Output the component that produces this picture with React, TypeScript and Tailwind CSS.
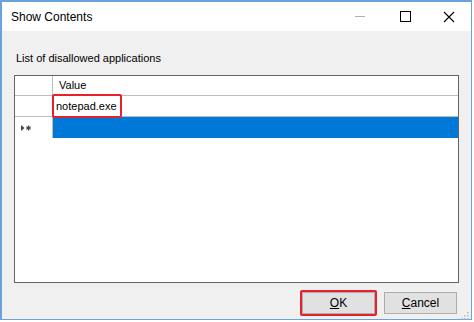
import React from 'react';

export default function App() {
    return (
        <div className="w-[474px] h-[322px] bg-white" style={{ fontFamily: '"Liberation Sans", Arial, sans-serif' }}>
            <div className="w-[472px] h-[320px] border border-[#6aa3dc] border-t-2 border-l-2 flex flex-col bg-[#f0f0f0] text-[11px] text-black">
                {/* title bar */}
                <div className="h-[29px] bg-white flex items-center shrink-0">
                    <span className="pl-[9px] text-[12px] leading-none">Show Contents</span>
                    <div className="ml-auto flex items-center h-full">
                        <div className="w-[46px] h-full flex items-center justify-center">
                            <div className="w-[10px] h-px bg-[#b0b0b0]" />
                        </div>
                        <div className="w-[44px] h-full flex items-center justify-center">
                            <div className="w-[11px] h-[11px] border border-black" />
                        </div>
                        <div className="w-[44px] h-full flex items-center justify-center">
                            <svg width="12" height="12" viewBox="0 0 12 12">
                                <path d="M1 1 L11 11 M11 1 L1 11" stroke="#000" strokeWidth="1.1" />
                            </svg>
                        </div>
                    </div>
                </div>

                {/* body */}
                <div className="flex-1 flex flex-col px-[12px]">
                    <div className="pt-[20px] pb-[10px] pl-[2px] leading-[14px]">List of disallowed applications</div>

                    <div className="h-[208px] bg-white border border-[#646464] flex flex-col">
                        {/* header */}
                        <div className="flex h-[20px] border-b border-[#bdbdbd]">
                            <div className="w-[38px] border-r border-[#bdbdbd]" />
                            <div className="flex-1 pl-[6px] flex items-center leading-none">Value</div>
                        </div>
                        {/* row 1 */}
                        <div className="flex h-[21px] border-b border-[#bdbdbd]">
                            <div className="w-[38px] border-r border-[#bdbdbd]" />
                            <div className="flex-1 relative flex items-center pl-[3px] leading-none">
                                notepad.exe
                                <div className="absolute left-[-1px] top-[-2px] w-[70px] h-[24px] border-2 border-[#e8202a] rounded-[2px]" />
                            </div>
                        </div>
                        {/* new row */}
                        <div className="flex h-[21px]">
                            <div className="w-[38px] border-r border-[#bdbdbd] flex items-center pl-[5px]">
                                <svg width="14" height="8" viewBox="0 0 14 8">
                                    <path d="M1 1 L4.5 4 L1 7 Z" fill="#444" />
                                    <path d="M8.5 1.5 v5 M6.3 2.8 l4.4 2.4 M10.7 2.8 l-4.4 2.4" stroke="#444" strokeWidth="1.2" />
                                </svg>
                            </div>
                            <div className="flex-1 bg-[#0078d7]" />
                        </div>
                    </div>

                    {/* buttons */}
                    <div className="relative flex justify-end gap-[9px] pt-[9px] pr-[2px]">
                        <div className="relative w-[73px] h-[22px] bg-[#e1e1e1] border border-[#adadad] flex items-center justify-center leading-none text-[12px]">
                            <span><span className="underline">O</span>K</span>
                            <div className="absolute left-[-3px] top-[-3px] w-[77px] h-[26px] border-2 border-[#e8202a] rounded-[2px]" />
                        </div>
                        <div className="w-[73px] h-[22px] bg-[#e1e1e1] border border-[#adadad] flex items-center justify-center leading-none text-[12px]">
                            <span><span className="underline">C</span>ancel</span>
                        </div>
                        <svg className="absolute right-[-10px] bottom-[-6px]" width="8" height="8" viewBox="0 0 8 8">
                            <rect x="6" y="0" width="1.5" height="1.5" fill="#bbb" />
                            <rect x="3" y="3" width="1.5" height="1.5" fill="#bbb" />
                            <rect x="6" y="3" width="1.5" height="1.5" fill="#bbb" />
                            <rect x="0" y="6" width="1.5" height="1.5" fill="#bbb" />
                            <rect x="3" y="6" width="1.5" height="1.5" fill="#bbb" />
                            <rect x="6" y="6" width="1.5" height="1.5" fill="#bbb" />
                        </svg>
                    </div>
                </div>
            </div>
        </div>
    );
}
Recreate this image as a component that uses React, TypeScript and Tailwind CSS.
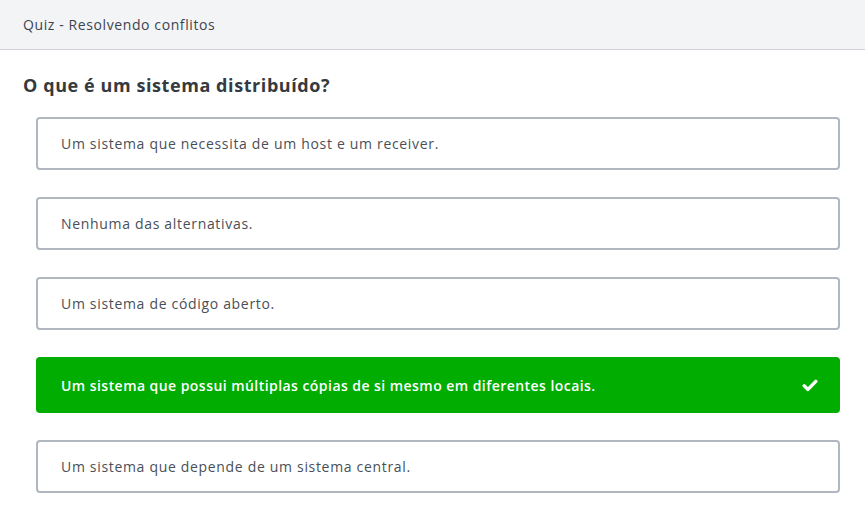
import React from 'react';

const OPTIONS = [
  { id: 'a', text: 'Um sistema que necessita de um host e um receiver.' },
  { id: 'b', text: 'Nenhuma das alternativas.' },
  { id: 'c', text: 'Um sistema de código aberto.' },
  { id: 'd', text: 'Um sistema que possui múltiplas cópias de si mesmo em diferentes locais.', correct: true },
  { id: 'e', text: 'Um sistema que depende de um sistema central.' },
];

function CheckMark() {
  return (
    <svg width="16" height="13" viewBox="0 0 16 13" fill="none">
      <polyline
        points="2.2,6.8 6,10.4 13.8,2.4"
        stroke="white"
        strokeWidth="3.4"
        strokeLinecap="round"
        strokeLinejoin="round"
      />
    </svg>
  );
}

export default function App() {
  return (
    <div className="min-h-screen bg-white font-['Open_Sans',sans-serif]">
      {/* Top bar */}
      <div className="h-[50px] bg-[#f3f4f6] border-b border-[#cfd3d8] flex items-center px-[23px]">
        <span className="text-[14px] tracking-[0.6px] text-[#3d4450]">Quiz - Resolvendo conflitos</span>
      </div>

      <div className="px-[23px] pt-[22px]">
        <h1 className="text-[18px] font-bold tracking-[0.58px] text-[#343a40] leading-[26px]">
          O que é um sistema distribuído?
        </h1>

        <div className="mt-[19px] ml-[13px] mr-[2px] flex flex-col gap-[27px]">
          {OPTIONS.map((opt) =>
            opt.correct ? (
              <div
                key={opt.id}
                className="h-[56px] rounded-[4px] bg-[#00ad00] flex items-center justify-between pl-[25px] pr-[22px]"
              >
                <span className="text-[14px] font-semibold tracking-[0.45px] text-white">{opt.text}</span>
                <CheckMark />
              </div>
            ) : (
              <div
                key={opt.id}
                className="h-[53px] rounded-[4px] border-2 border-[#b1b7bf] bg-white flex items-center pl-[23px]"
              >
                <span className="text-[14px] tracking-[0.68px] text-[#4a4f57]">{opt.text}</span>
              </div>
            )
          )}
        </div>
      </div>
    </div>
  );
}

▶ Your goal: All the lines above are to be reproduced exactly, except the pictures.

▶ Completed task:
Output the component that produces this picture with React, TypeScript and Tailwind CSS.
import React from 'react';

export default function App() {
    return (
        <div className="w-[474px] h-[322px] bg-white" style={{ fontFamily: '"Liberation Sans", Arial, sans-serif' }}>
            <div className="w-[472px] h-[320px] border border-[#6aa3dc] border-t-2 border-l-2 flex flex-col bg-[#f0f0f0] text-[11px] text-black">
                {/* title bar */}
                <div className="h-[29px] bg-white flex items-center shrink-0">
                    <span className="pl-[9px] text-[12px] leading-none">Show Contents</span>
                    <div className="ml-auto flex items-center h-full">
                        <div className="w-[46px] h-full flex items-center justify-center">
                            <div className="w-[10px] h-px bg-[#b0b0b0]" />
                        </div>
                        <div className="w-[44px] h-full flex items-center justify-center">
                            <div className="w-[11px] h-[11px] border border-black" />
                        </div>
                        <div className="w-[44px] h-full flex items-center justify-center">
                            <svg width="12" height="12" viewBox="0 0 12 12">
                                <path d="M1 1 L11 11 M11 1 L1 11" stroke="#000" strokeWidth="1.1" />
                            </svg>
                        </div>
                    </div>
                </div>

                {/* body */}
                <div className="flex-1 flex flex-col px-[12px]">
                    <div className="pt-[20px] pb-[10px] pl-[2px] leading-[14px]">List of disallowed applications</div>

                    <div className="h-[208px] bg-white border border-[#646464] flex flex-col">
                        {/* header */}
                        <div className="flex h-[20px] border-b border-[#bdbdbd]">
                            <div className="w-[38px] border-r border-[#bdbdbd]" />
                            <div className="flex-1 pl-[6px] flex items-center leading-none">Value</div>
                        </div>
                        {/* row 1 */}
                        <div className="flex h-[21px] border-b border-[#bdbdbd]">
                            <div className="w-[38px] border-r border-[#bdbdbd]" />
                            <div className="flex-1 relative flex items-center pl-[3px] leading-none">
                                notepad.exe
                                <div className="absolute left-[-1px] top-[-2px] w-[70px] h-[24px] border-2 border-[#e8202a] rounded-[2px]" />
                            </div>
                        </div>
                        {/* new row */}
                        <div className="flex h-[21px]">
                            <div className="w-[38px] border-r border-[#bdbdbd] flex items-center pl-[5px]">
                                <svg width="14" height="8" viewBox="0 0 14 8">
                                    <path d="M1 1 L4.5 4 L1 7 Z" fill="#444" />
                                    <path d="M8.5 1.5 v5 M6.3 2.8 l4.4 2.4 M10.7 2.8 l-4.4 2.4" stroke="#444" strokeWidth="1.2" />
                                </svg>
                            </div>
                            <div className="flex-1 bg-[#0078d7]" />
                        </div>
                    </div>

                    {/* buttons */}
                    <div className="relative flex justify-end gap-[9px] pt-[9px] pr-[2px]">
                        <div className="relative w-[73px] h-[22px] bg-[#e1e1e1] border border-[#adadad] flex items-center justify-center leading-none text-[12px]">
                            <span><span className="underline">O</span>K</span>
                            <div className="absolute left-[-3px] top-[-3px] w-[77px] h-[26px] border-2 border-[#e8202a] rounded-[2px]" />
                        </div>
                        <div className="w-[73px] h-[22px] bg-[#e1e1e1] border border-[#adadad] flex items-center justify-center leading-none text-[12px]">
                            <span><span className="underline">C</span>ancel</span>
                        </div>
                        <svg className="absolute right-[-10px] bottom-[-6px]" width="8" height="8" viewBox="0 0 8 8">
                            <rect x="6" y="0" width="1.5" height="1.5" fill="#bbb" />
                            <rect x="3" y="3" width="1.5" height="1.5" fill="#bbb" />
                            <rect x="6" y="3" width="1.5" height="1.5" fill="#bbb" />
                            <rect x="0" y="6" width="1.5" height="1.5" fill="#bbb" />
                            <rect x="3" y="6" width="1.5" height="1.5" fill="#bbb" />
                            <rect x="6" y="6" width="1.5" height="1.5" fill="#bbb" />
                        </svg>
                    </div>
                </div>
            </div>
        </div>
    );
}
Recreate this image as a component that uses React, TypeScript and Tailwind CSS.
import React from 'react';

const OPTIONS = [
  { id: 'a', text: 'Um sistema que necessita de um host e um receiver.' },
  { id: 'b', text: 'Nenhuma das alternativas.' },
  { id: 'c', text: 'Um sistema de código aberto.' },
  { id: 'd', text: 'Um sistema que possui múltiplas cópias de si mesmo em diferentes locais.', correct: true },
  { id: 'e', text: 'Um sistema que depende de um sistema central.' },
];

function CheckMark() {
  return (
    <svg width="16" height="13" viewBox="0 0 16 13" fill="none">
      <polyline
        points="2.2,6.8 6,10.4 13.8,2.4"
        stroke="white"
        strokeWidth="3.4"
        strokeLinecap="round"
        strokeLinejoin="round"
      />
    </svg>
  );
}

export default function App() {
  return (
    <div className="min-h-screen bg-white font-['Open_Sans',sans-serif]">
      {/* Top bar */}
      <div className="h-[50px] bg-[#f3f4f6] border-b border-[#cfd3d8] flex items-center px-[23px]">
        <span className="text-[14px] tracking-[0.6px] text-[#3d4450]">Quiz - Resolvendo conflitos</span>
      </div>

      <div className="px-[23px] pt-[22px]">
        <h1 className="text-[18px] font-bold tracking-[0.58px] text-[#343a40] leading-[26px]">
          O que é um sistema distribuído?
        </h1>

        <div className="mt-[19px] ml-[13px] mr-[2px] flex flex-col gap-[27px]">
          {OPTIONS.map((opt) =>
            opt.correct ? (
              <div
                key={opt.id}
                className="h-[56px] rounded-[4px] bg-[#00ad00] flex items-center justify-between pl-[25px] pr-[22px]"
              >
                <span className="text-[14px] font-semibold tracking-[0.45px] text-white">{opt.text}</span>
                <CheckMark />
              </div>
            ) : (
              <div
                key={opt.id}
                className="h-[53px] rounded-[4px] border-2 border-[#b1b7bf] bg-white flex items-center pl-[23px]"
              >
                <span className="text-[14px] tracking-[0.68px] text-[#4a4f57]">{opt.text}</span>
              </div>
            )
          )}
        </div>
      </div>
    </div>
  );
}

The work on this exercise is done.